B Parameter (Stiffness Factor)
The stiffness factor governs the slope of the curve at the origin, indicating how quickly force builds up for small amounts of slip.
E Parameter (Curvature Factor)
This factor adjusts the shape of the curve near the peak, controlling the position of the maximum force and the overall curvature.
Applications in Vehicle Dynamics and Simulation
The Pacejka Magic Formula is widely used across professional vehicle dynamics simulations and the automotive industry because it is accurate, relatively easy to program, and computationally fast. The model is the standard tire model in high-fidelity driving simulators and racing games, where real-time calculation of tire forces is necessary to provide a realistic experience. Its computational efficiency makes it ideal for these applications, where the tire model can account for up to half of the total vehicle simulation complexity.
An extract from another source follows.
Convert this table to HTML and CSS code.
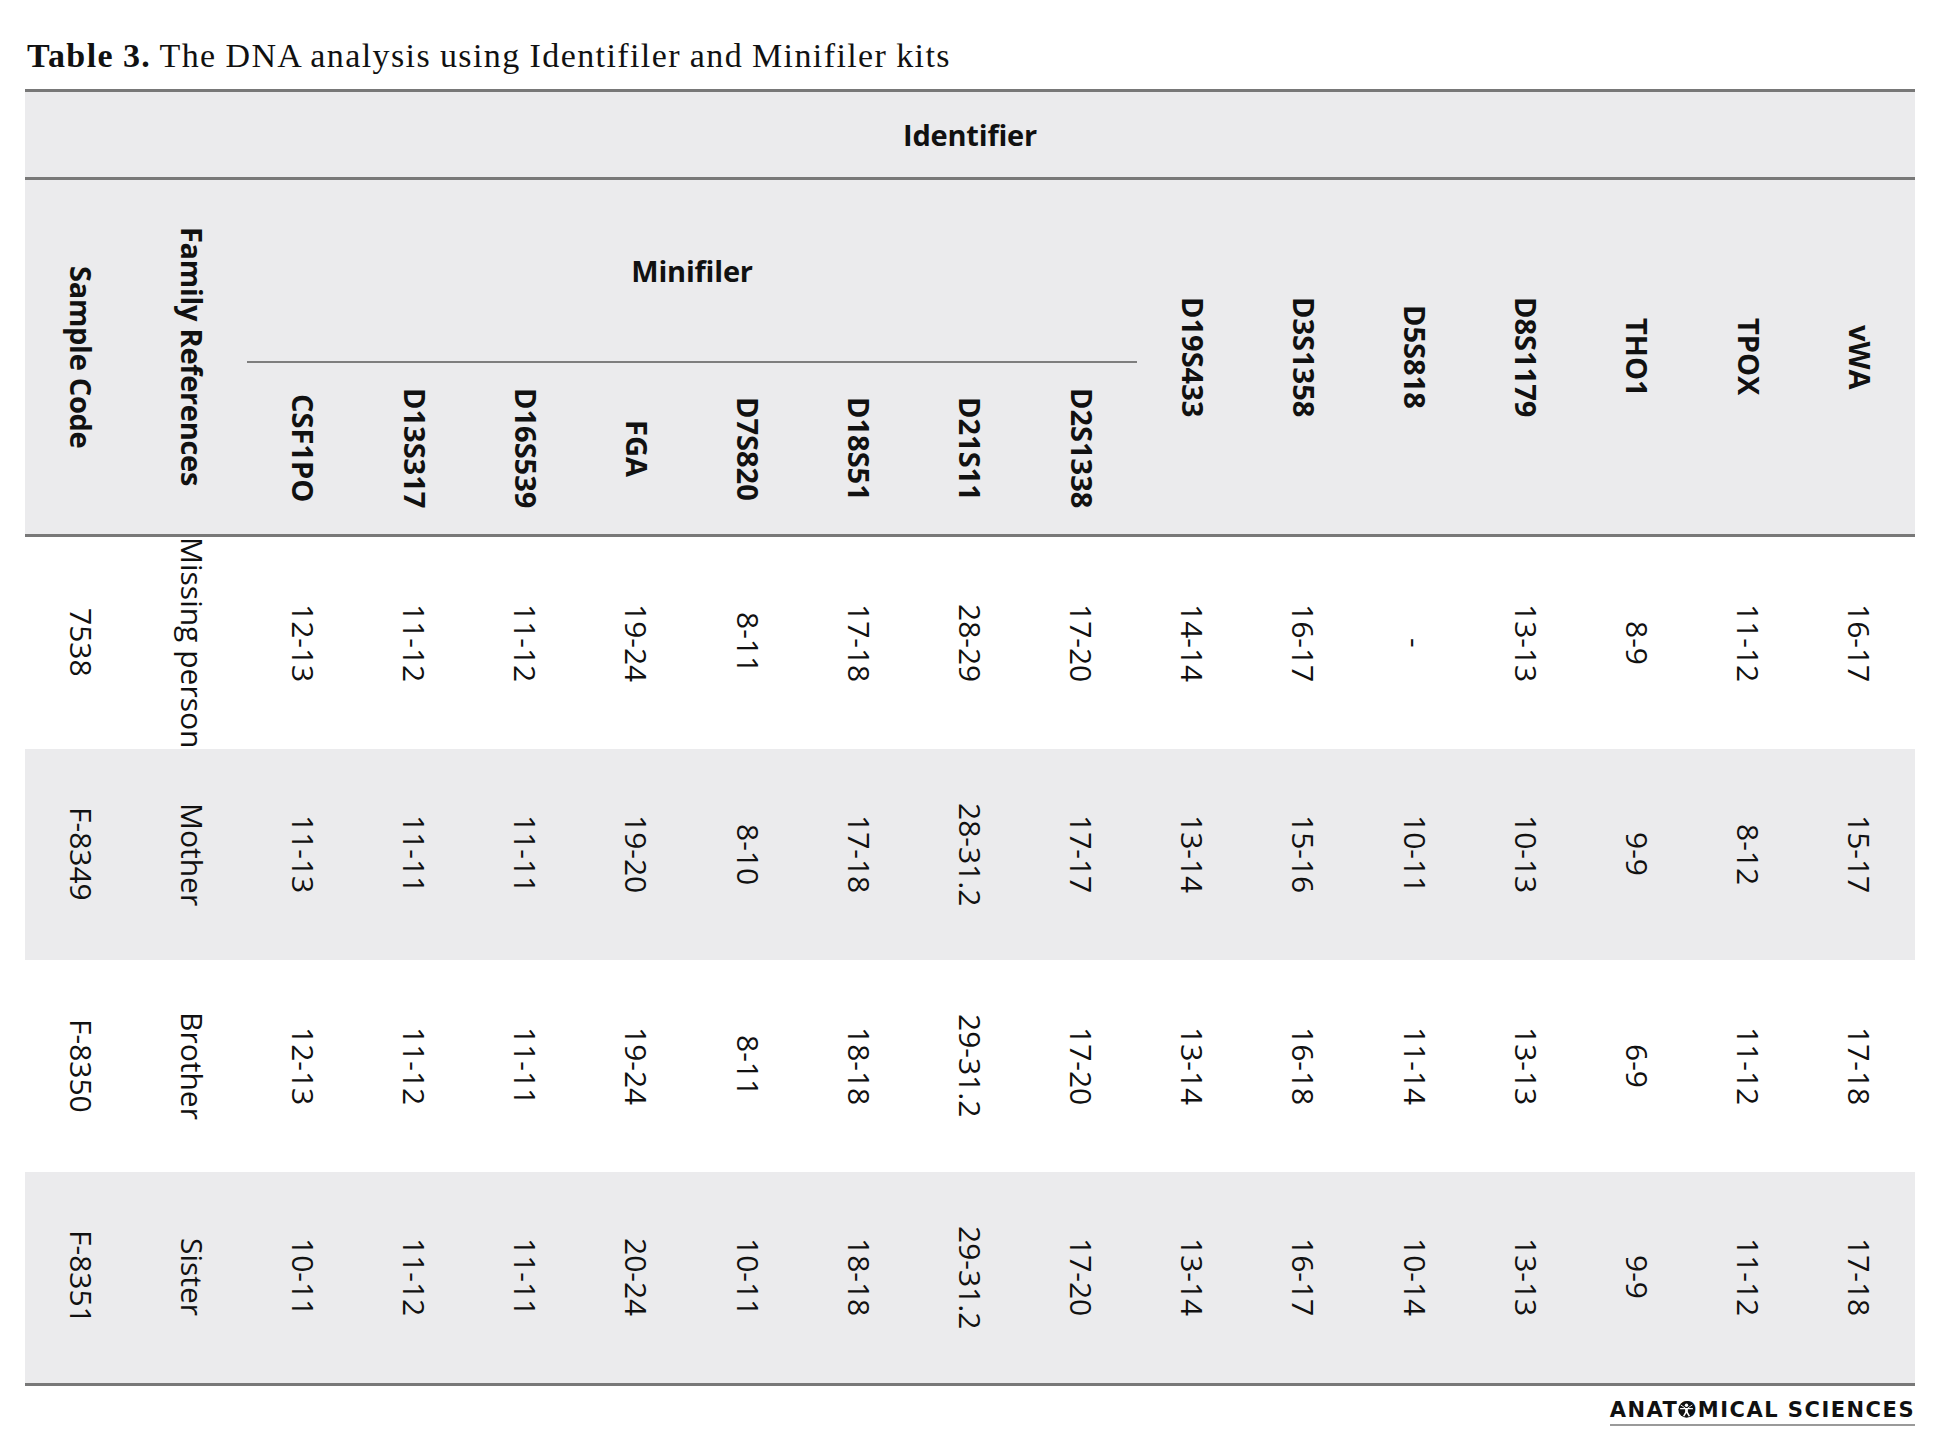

Beyond simulation, the formula is also applied in the development and testing of advanced driver-assistance systems (ADAS). Systems like Anti-lock Braking Systems (ABS), Electronic Stability Control (ESC), and traction control rely on accurate real-time prediction of tire forces to function effectively. Engineers use the Magic Formula to determine the optimal slip conditions—the point of maximum grip on the force-slip curve—which allows control systems to regulate braking or engine torque to prevent skidding and maintain vehicle stability.
Evolution of Tire Force Modeling
Despite its widespread use, the original Pacejka Magic Formula has certain limitations that prompted its evolution. The model is primarily a steady-state model, meaning it does not fully capture the transient behavior of a tire during rapid changes in slip conditions, such as a high-frequency steering input. It also struggles to accurately model coupled slip conditions, where a tire is simultaneously braking or accelerating and cornering. Furthermore, the formula is purely empirical, making it difficult to predict changes in tire behavior caused by factors like inflation pressure, road surface changes, or tire temperature without extensive new testing.
To address these issues, the Pacejka model has been extended into more complex versions, such as the MF-Swift model, which incorporates rigid ring dynamics to better handle non-steady conditions and road unevenness. Newer models, while often retaining the Pacejka structure, include additional equations to account for thermal effects or rely on a more physical basis, like finite element analysis. However, the fundamental Magic Formula structure remains a benchmark for its simplicity and robustness in modeling the forces generated by a tire.